Congressman Butterfield stated that it was another thirteen years until a black candidate was again seriously considered for a seat on the Wilson City Council.  In 1975, a pro-business group, Wilson Forward, was formed to help put a pro-business slate in city hall and throw out the incumbents.  Three white candidates were recruited (two male, one female).  They also wanted to add a black candidate to the group.  They hoped that if an African-American was added to the ballot, the black community would support the white candidates and get them all in city hall.  Apparently the group fielded many African-Americans for the seat.  They finally found a candidate in A. P. (Avant) Coleman.  However, the black community had already recruited their own candidate separate from the Wilson Forward group.  The black community chose Milton Daniels, a retired educator who had been a principal at Elvie Street School.  That fall there were nine candidates on the ballot: the four pro-business Wilson Forward candidates, the four incumbents, and Mr. Daniels.  The Wilson Forward group won all of the seats, changing the course of city government for many years to come.

Congressman Butterfield told us that A. P. Coleman stayed on the council for only one term.  He told Butterfield that he wanted to finish his education and go to graduate school, however, there was another reason he chose not to run for reelection in 1976.  His employer, the county Extension Service, pressured Coleman to not run because they thought that he should not be involved in politics.  Butterfield decided that he would take his chances in running for the seat himself.  He lost the election that fall by about 400 votes.  In 1979, Butterfield was the campaign manager for the next African-American to pursue the city council seat, Milton Fitch, Sr.  Fitch played an important role in the civil rights movement in Wilson and throughout North Carolina.  He ultimately lost the election by a mere nine votes.  Coleman later ran again and reclaimed his seat on the city council, where he continues to serve today.

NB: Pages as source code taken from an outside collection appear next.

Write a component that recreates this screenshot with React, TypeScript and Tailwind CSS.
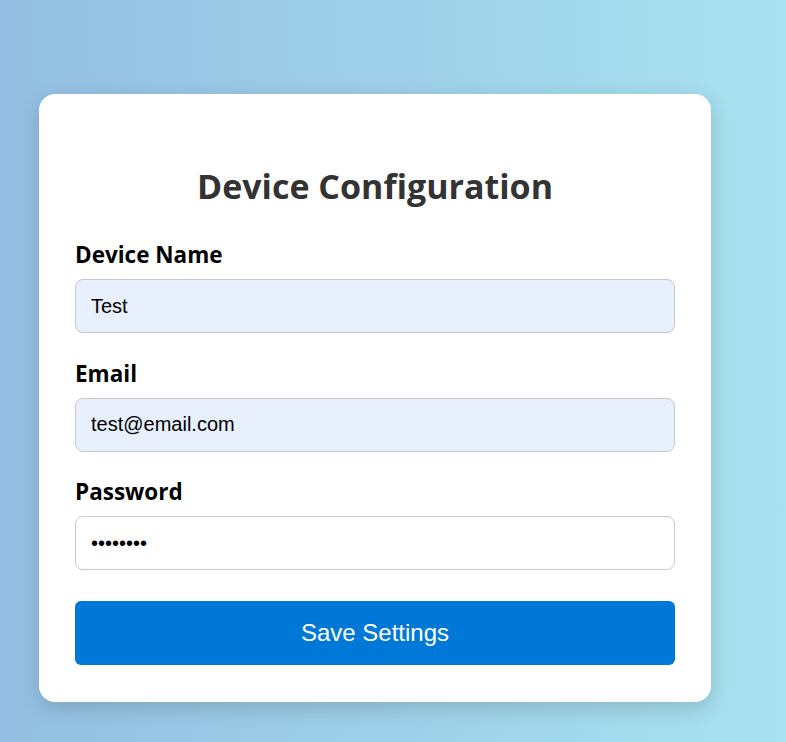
export default function App() {
  const fields = [
    { label: 'Device Name', type: 'text', value: 'Test', filled: true },
    { label: 'Email', type: 'email', value: 'test@email.com', filled: true },
    { label: 'Password', type: 'password', value: '12345678', filled: false },
  ]

  return (
    <div className="min-h-screen w-full bg-[linear-gradient(to_right,#94bfe2,#a8e2f0)] pt-[94px] pl-[39px]">
      <div className="w-[672px] rounded-[16px] bg-white px-[36px] pt-[36px] pb-[37px] shadow-[0_6px_22px_rgba(0,0,0,0.16)] font-['Open_Sans','Noto_Sans',sans-serif]">
        <h2 className="mt-[33px] mb-[31px] text-center text-[34px] leading-[46px] font-bold text-[#333]">
          Device Configuration
        </h2>
        {fields.map(f => (
          <div key={f.label} className="mb-[25.5px]">
            <label className="mb-[9px] block text-[22.5px] leading-[30px] font-bold text-black">{f.label}</label>
            <input
              type={f.type}
              defaultValue={f.value}
              readOnly
              className={`h-[54px] w-full rounded-[8px] border border-[#c8c8c8] px-[15px] text-[20px] text-black outline-none font-['Liberation_Sans',Arial,sans-serif] ${f.filled ? 'bg-[#e8f0fe]' : 'bg-white'}`}
            />
          </div>
        ))}
        <button className="mt-[5px] h-[64px] w-full rounded-[6px] bg-[#0078d7] text-[24px] text-white font-['Liberation_Sans',Arial,sans-serif]">
          Save Settings
        </button>
      </div>
    </div>
  )
}
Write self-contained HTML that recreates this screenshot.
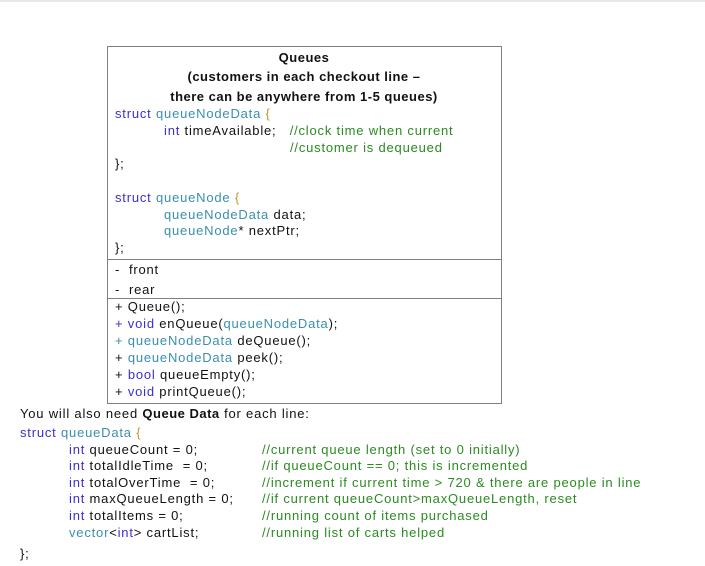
<!DOCTYPE html><html><head><style>
body{margin:0;width:705px;height:566px;background:#fff;position:relative;font-family:"Liberation Sans",sans-serif;font-size:13px;color:#111;overflow:hidden}
.t{position:absolute;white-space:pre;line-height:14px;letter-spacing:0.8px}
.k{color:#3a2fd0}.ty{color:#3a8fae}.c{color:#2b8a22}.b{color:#c9962a}
.box{position:absolute;left:107px;top:46px;width:393px;height:356px;border:1px solid #808080}
.hl{position:absolute;left:107px;width:394px;height:1px;background:#808080}
b{font-weight:bold;letter-spacing:0.5px}
</style></head><body>
<div style="position:absolute;left:0;top:0;width:705px;height:2px;background:#e8e8e8"></div>
<div class="box"></div>
<div class="hl" style="top:259px"></div>
<div class="hl" style="top:298px"></div>
<div class="t" style="left:107px;width:394px;text-align:center;top:51px"><b>Queues</b></div>
<div class="t" style="left:107px;width:394px;text-align:center;top:70px"><b>(customers in each checkout line –</b></div>
<div class="t" style="left:107px;width:394px;text-align:center;top:90px"><b>there can be anywhere from 1-5 queues)</b></div>
<div class="t" style="left:115px;top:107px"><span class="k">struct</span> <span class="ty">queueNodeData</span> <span class="b">{</span></div>
<div class="t" style="left:164px;top:124px"><span class="k">int</span> timeAvailable;   <span class="c">//clock time when current</span></div>
<div class="t" style="left:290px;top:141px"><span class="c">//customer is dequeued</span></div>
<div class="t" style="left:115px;top:157px">};</div>
<div class="t" style="left:115px;top:191px"><span class="k">struct</span> <span class="ty">queueNode</span> <span class="b">{</span></div>
<div class="t" style="left:164px;top:208px"><span class="ty">queueNodeData</span> data;</div>
<div class="t" style="left:164px;top:224px"><span class="ty">queueNode</span>* nextPtr;</div>
<div class="t" style="left:115px;top:241px">};</div>
<div class="t" style="left:115px;top:263px">-  front</div>
<div class="t" style="left:115px;top:283px">-  rear</div>
<div class="t" style="left:115px;top:300px">+ Queue();</div>
<div class="t" style="left:115px;top:317px"><span class="k">+ void</span> enQueue(<span class="ty">queueNodeData</span>);</div>
<div class="t" style="left:115px;top:334px"><span class="ty">+ queueNodeData</span> deQueue();</div>
<div class="t" style="left:115px;top:351px">+ <span class="ty">queueNodeData</span> peek();</div>
<div class="t" style="left:115px;top:368px">+ <span class="k">bool</span> queueEmpty();</div>
<div class="t" style="left:115px;top:385px">+ <span class="k">void</span> printQueue();</div>
<div class="t" style="left:20px;top:407px">You will also need <b>Queue Data</b> for each line:</div>
<div class="t" style="left:20px;top:426px"><span class="k">struct</span> <span class="ty">queueData</span> <span class="b">{</span></div>
<div class="t" style="left:69px;top:443px"><span class="k">int</span> queueCount = 0;</div>
<div class="t" style="left:69px;top:459px"><span class="k">int</span> totalIdleTime  = 0;</div>
<div class="t" style="left:69px;top:476px"><span class="k">int</span> totalOverTime  = 0;</div>
<div class="t" style="left:69px;top:492px"><span class="k">int</span> maxQueueLength = 0;</div>
<div class="t" style="left:69px;top:509px"><span class="k">int</span> totalItems = 0;</div>
<div class="t" style="left:69px;top:526px"><span class="ty">vector</span>&lt;<span class="k">int</span>&gt; cartList;</div>
<div class="t c" style="left:262px;top:443px">//current queue length (set to 0 initially)</div>
<div class="t c" style="left:262px;top:459px">//if queueCount == 0; this is incremented</div>
<div class="t c" style="left:262px;top:476px">//increment if current time &gt; 720 &amp; there are people in line</div>
<div class="t c" style="left:262px;top:492px">//if current queueCount&gt;maxQueueLength, reset</div>
<div class="t c" style="left:262px;top:509px">//running count of items purchased</div>
<div class="t c" style="left:262px;top:526px">//running list of carts helped</div>
<div class="t" style="left:20px;top:547px">};</div>
</body></html>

As mentioned earlier, Butterfield said that “one of the reasons for going to law school was to avenge his father’s defeat” in 1957.  At that time only Butterfield and his then-wife, Jean Farmer-Butterfield, who currently represents Wilson and Pitt counties in the N.C. House of Representatives, knew about his true intentions for going to law school.  His bold plan was to sue the city council and force it to revert back to the ward system instead of at-large elections.  He traveled to New York City to meet with the NAACP legal defense fund to help him with the case.  The NAACP thought there was a better case against the county commissioners, which had been using staggered terms, making it difficult to get an African-American elected to the commission.  They alluded to the fact that the county commission’s decision to use staggered terms had not been pre-cleared by the U.S. Justice Department under the terms listed in Section 5 of the Voting Rights Act of 1965.  In 1985 they won the case on summary judgment in U.S. District Court.  The court stipulated that the county must switch from at-large to district voting, and that three districts must be comprised of a majority of African-Americans.

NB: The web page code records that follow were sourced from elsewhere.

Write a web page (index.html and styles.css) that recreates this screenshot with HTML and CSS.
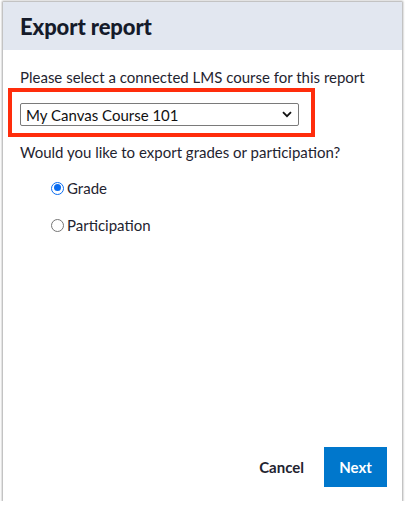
FILE: index.html
```html
<!DOCTYPE html>
<html>
<head>
<meta charset="utf-8">
<link rel="stylesheet" href="styles.css">
</head>
<body>
<div class="dialog">
  <div class="header"><h1 class="title">Export report</h1></div>
  <div class="body">
    <p class="label">Please select a connected LMS course for this report</p>
    <div class="highlight">
      <div class="select">
        <span>My Canvas Course 101</span>
        <svg class="chev" width="10" height="7" viewBox="0 0 10 7"><path d="M1 1.2 L5 5.2 L9 1.2" fill="none" stroke="#111" stroke-width="1.8"/></svg>
      </div>
    </div>
    <p class="label q">Would you like to export grades or participation?</p>
    <div class="options">
      <label class="opt"><span class="radio checked"></span>Grade</label>
      <label class="opt"><span class="radio"></span>Participation</label>
    </div>
  </div>
  <div class="footer">
    <button class="btn cancel">Cancel</button>
    <button class="btn next">Next</button>
  </div>
</div>
</body>
</html>
```
FILE: styles.css
```css
html, body { margin: 0; padding: 0; background: #fff; }
body { font-family: Lato, "Noto Sans", sans-serif; color: #1f2430; }
.dialog {
  margin: 2px 3px 0 3px;
  width: 399px;
  height: 499px;
  box-sizing: border-box;
  background: #fff;
  box-shadow: 0 0 2px 1px rgba(0,0,0,0.35);
  display: flex;
  flex-direction: column;
}
.header {
  background: #e2e7f0;
  height: 48px;
  padding: 0 17px;
  display: flex;
  align-items: center;
}
.title { margin: 0; font-size: 22px; font-weight: 900; color: #151b2a; letter-spacing: -0.1px; }
.body { flex: 1; padding: 17px 17px 0 17px; }
.label { margin: 0; font-size: 15px; line-height: 20px; color: #1f2430; }
.highlight {
  margin: 1px 0 0 -12px;
  width: 307px;
  height: 49px;
  box-sizing: border-box;
  border: 4px solid #ff2d0c;
  padding: 11px 0 0 8px;
}
.select {
  width: 279px;
  height: 23px;
  box-sizing: border-box;
  border: 1px solid #7a7a7a;
  border-radius: 2px;
  display: flex;
  align-items: center;
  justify-content: space-between;
  padding: 0 5px 0 5px;
  font-size: 15px;
  color: #111;
}
.chev { margin-right: 1px; }
.q { margin-top: 5px; }
.options { padding: 16px 0 0 31px; display: flex; flex-direction: column; gap: 17px; }
.opt { display: flex; align-items: center; font-size: 15px; line-height: 20px; color: #1f2430; }
.radio {
  width: 13px; height: 13px; box-sizing: border-box;
  border: 1px solid #767676; border-radius: 50%;
  margin-right: 3px; position: relative;
}
.radio.checked { border: 1.5px solid #0a6cf0; }
.radio.checked::after {
  content: ""; position: absolute; left: 1.5px; top: 1.5px;
  width: 7px; height: 7px; border-radius: 50%; background: #0a6cf0;
}
.footer { display: flex; justify-content: flex-end; align-items: center; padding: 0 15px 14px 0; gap: 20px; }
.btn { border: 0; font-family: inherit; font-size: 15px; font-weight: 700; cursor: pointer; }
.cancel { background: none; color: #1f2430; padding: 0; }
.next { background: #0077cc; color: #fff; width: 63px; height: 40px; }
```
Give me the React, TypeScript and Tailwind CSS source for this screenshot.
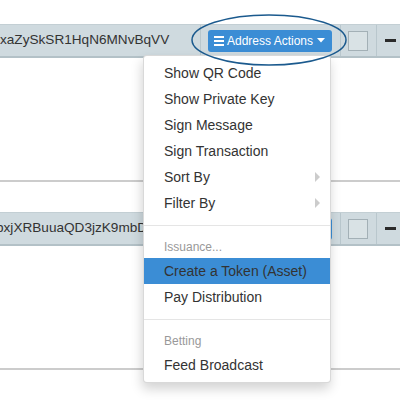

Butterfield again had his sights on the city council.  However, under threat of a lawsuit, the city council changed their method of election from at-large voting to district elections.  The county board of education soon followed suit.  There was one final hurdle to be crossed to enable African-Americans to have a voice in county government.  Butterfield was part of a group that advocated the creation of majority black judicial districts across the state.  He pushed for a plan that allowed for a district to be created that encompassed Wilson and Edgecombe counties.  He lobbied for and was chosen to draw the borders for what became Judicial District 7B.  In total, there were eight judicial districts formed across the state with African-American majorities.

Butterfield thought that since he had led the fight to get a black majority judicial district for Wilson County, he should take the initiative and run for the district judge position.  He was elected as Resident Superior Court Judge in 1988, a seat that he held until 2001.  In 2001, he was appointed by the governor to serve on the North Carolina Supreme Court.  In 2002, he ran for the seat but was defeated.  Governor Mike Easley then appointed Butterfield as a Special Judge for the district in 2003.  His old seat was now occupied by Milton “Toby” Fitch, Jr., where he continues to serve today.  In 2004, after the resignation of Congressman Frank Balance, Governor Easley appointed Butterfield to the First Congressional District seat.  Later that year, Butterfield was elected to the seat, and has been reelected to Congress five times.

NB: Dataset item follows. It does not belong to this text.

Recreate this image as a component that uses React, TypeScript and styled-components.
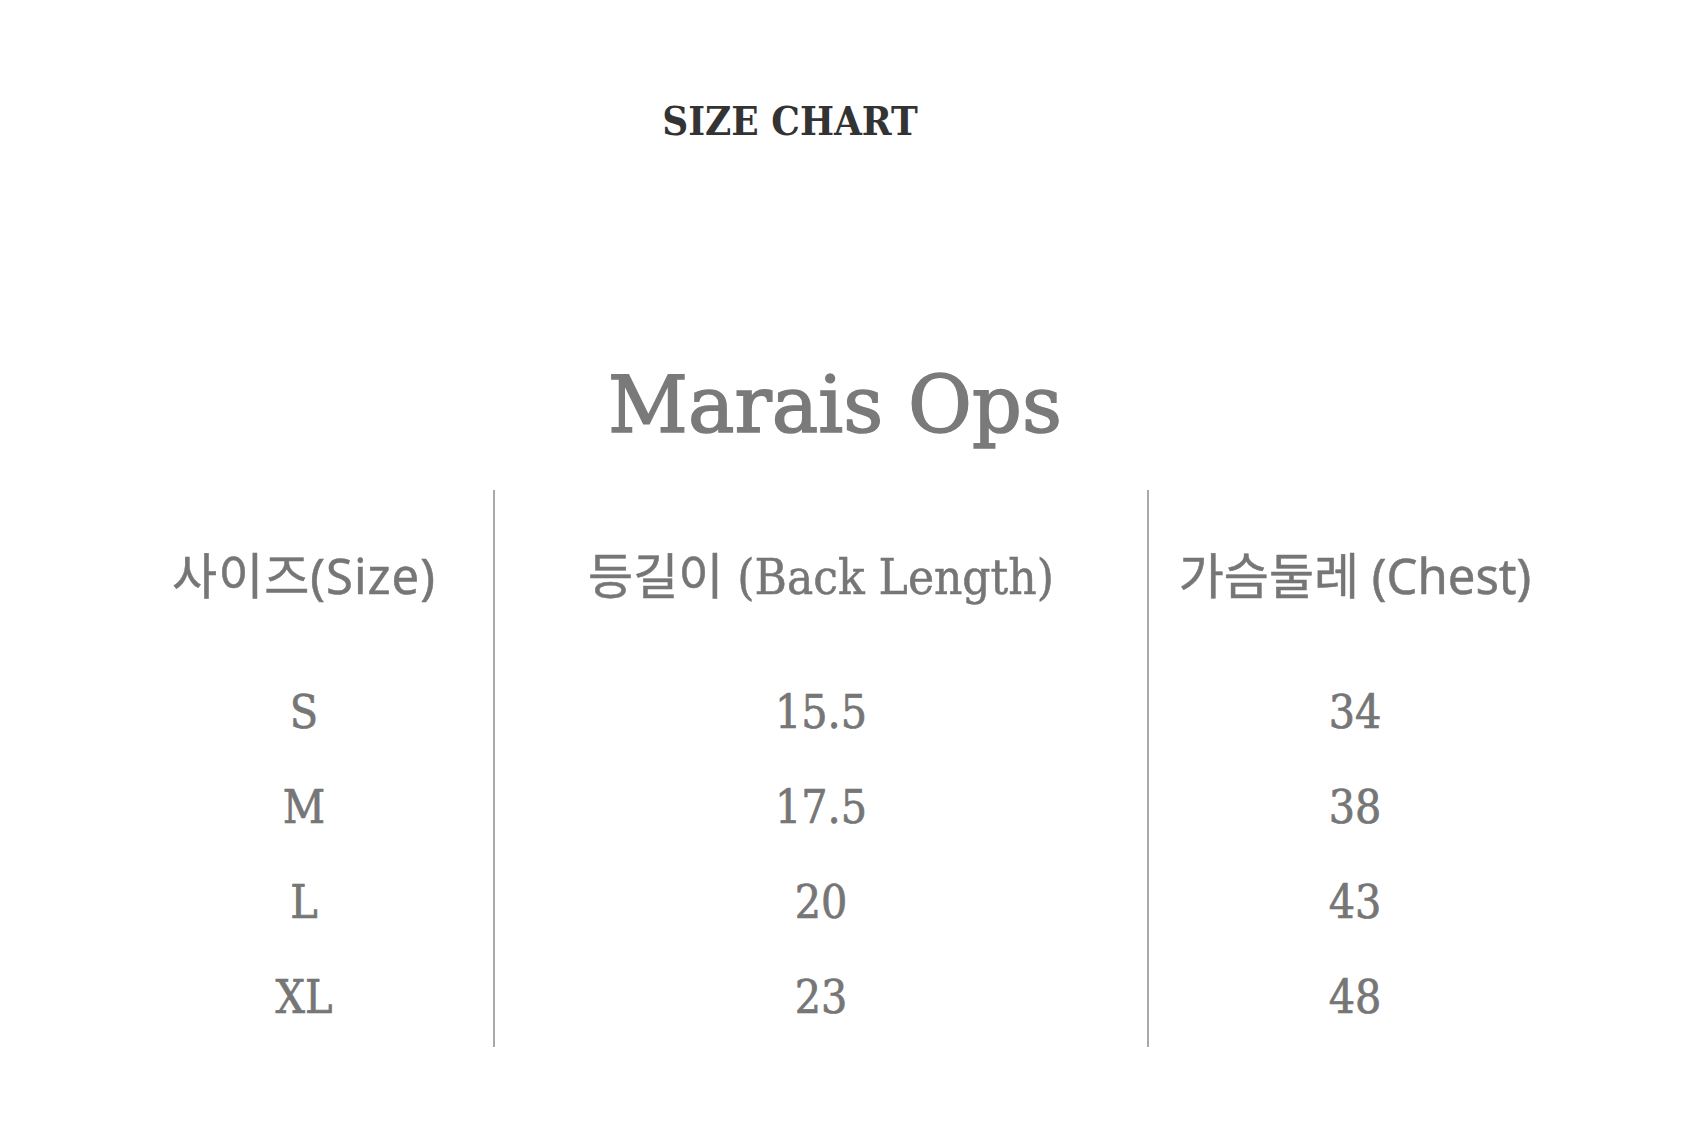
import React, { FC } from 'react';
import styled, { createGlobalStyle } from 'styled-components';

const GlobalStyle = createGlobalStyle`
    html, body {
        margin: 0;
        padding: 0;
        background: #ffffff;
    }
`;

const SLAB = `"DejaVu Serif Condensed", "DejaVu Serif", "Noto Sans CJK KR", serif`;
const SANS = `"Noto Sans", "Noto Sans CJK KR", sans-serif`;

const Page = styled.div`
    width: 1702px;
    min-height: 1142px;
    padding-top: 101px;
    box-sizing: border-box;
    display: flex;
    flex-direction: column;
`;

const Title = styled.h1`
    margin: 0;
    padding-right: 122px;
    text-align: center;
    font-family: ${SLAB};
    font-stretch: condensed;
    font-weight: 700;
    font-size: 40px;
    line-height: 40px;
    color: #333333;
`;

const ProductName = styled.h2`
    margin: 225px 0 0;
    padding-right: 32px;
    text-align: center;
    font-family: "DejaVu Serif", serif;
    font-weight: 400;
    font-size: 78px;
    line-height: 78px;
    color: #7a7a7a;
    -webkit-text-stroke: 1.6px #7a7a7a;
`;

const Table = styled.div`
    margin: 46px 0 0 113px;
    display: grid;
    grid-template-columns: 380px 654px 414px;
`;

const Column = styled.div<{ $divider?: boolean }>`
    display: flex;
    flex-direction: column;
    padding-bottom: 3px;
    border-left: ${({ $divider }) => ($divider ? '2px solid #a9a9a9' : '2px solid transparent')};
`;

const HeadCell = styled.div<{ $font: string; $spacing?: number }>`
    height: 174px;
    box-sizing: border-box;
    padding-bottom: 9px;
    display: flex;
    align-items: center;
    justify-content: center;
    font-family: ${({ $font }) => $font};
    font-size: 49px;
    letter-spacing: ${({ $spacing }) => $spacing ?? 0}px;
    color: #767676;
    -webkit-text-stroke: 0.5px #767676;
    white-space: nowrap;
`;

const Cell = styled.div`
    height: 95px;
    display: flex;
    align-items: center;
    justify-content: center;
    font-family: ${SLAB};
    font-stretch: condensed;
    font-size: 46px;
    color: #767676;
    -webkit-text-stroke: 0.7px #767676;
`;

interface ColumnData {
    title: string;
    font: string;
    spacing?: number;
    values: string[];
}

const columns: ColumnData[] = [
    { title: '사이즈(Size)', font: SANS, spacing: 1, values: ['S', 'M', 'L', 'XL'] },
    { title: '등길이 (Back Length)', font: SLAB, values: ['15.5', '17.5', '20', '23'] },
    { title: '가슴둘레 (Chest)', font: SANS, values: ['34', '38', '43', '48'] }
];

const App: FC = () => {
    return (
        <Page>
            <GlobalStyle />
            <Title>SIZE CHART</Title>
            <ProductName>Marais Ops</ProductName>
            <Table>
                {columns.map((col, i) => (
                    <Column key={col.title} $divider={i > 0}>
                        <HeadCell $font={col.font} $spacing={col.spacing}>
                            {col.title}
                        </HeadCell>
                        {col.values.map((v) => (
                            <Cell key={v}>{v}</Cell>
                        ))}
                    </Column>
                ))}
            </Table>
        </Page>
    );
};

export default App;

 We closed the interview with Congressman Butterfield by asking about his views on how integration has changed East Wilson.  In previous interviews for the East Wilson Oral History Project, we have been told that East Wilson was a more insulated community that took care of itself during the Jim Crow era.  That all changed after integration, as businesses were shuttered and the community took an economic and social downturn that it has never been able to recover from.  In Butterfield’s own words:

Integration has become both a blessing and a curse [for the African-American community].  Prior to integration we had a very cohesive African-American community.  There was a lot of pride, legacy…there was a lot of unity in the African-American community.  There was a lot of energy in the black community before integration.  You began to see a diminution of unity and purpose in the African-American community.  We have never recovered from it.  The white response to that [integration] was private schools and academies.  Black kids still don’t have the benefit of what integration was supposed to be.

The interview with Congressman Butterfield has provided us with a wealth of information about the trials and tribulations of the African-American community in Wilson.  His knowledge of the historical record and his personal experiences in this struggle are a valuable contribution to this project.  It is hoped that current and future generations will take the time to learn about the history of African-Americans in Wilson.  They will learn that the accepted norms of their day have not always been the way things were.  The events that Butterfield spoke about, from the pre-Jim Crow days of the late 19th Century to his successful litigation of voting rights in Wilson, seem like ancient history to many of our youth.  To these young people, African-Americans have always had equal rights and could do whatever they wanted.  This was not so just a few short decades ago.  Just as our youth may think that relations between the white and black races have always been good, many Americans in the early to mid-20th Century thought that blacks had always been segregated from their white neighbors.  It is an invaluable part of the written record to have these oral histories documented for future generations.  Only when we know our “real” past can we truly move forward.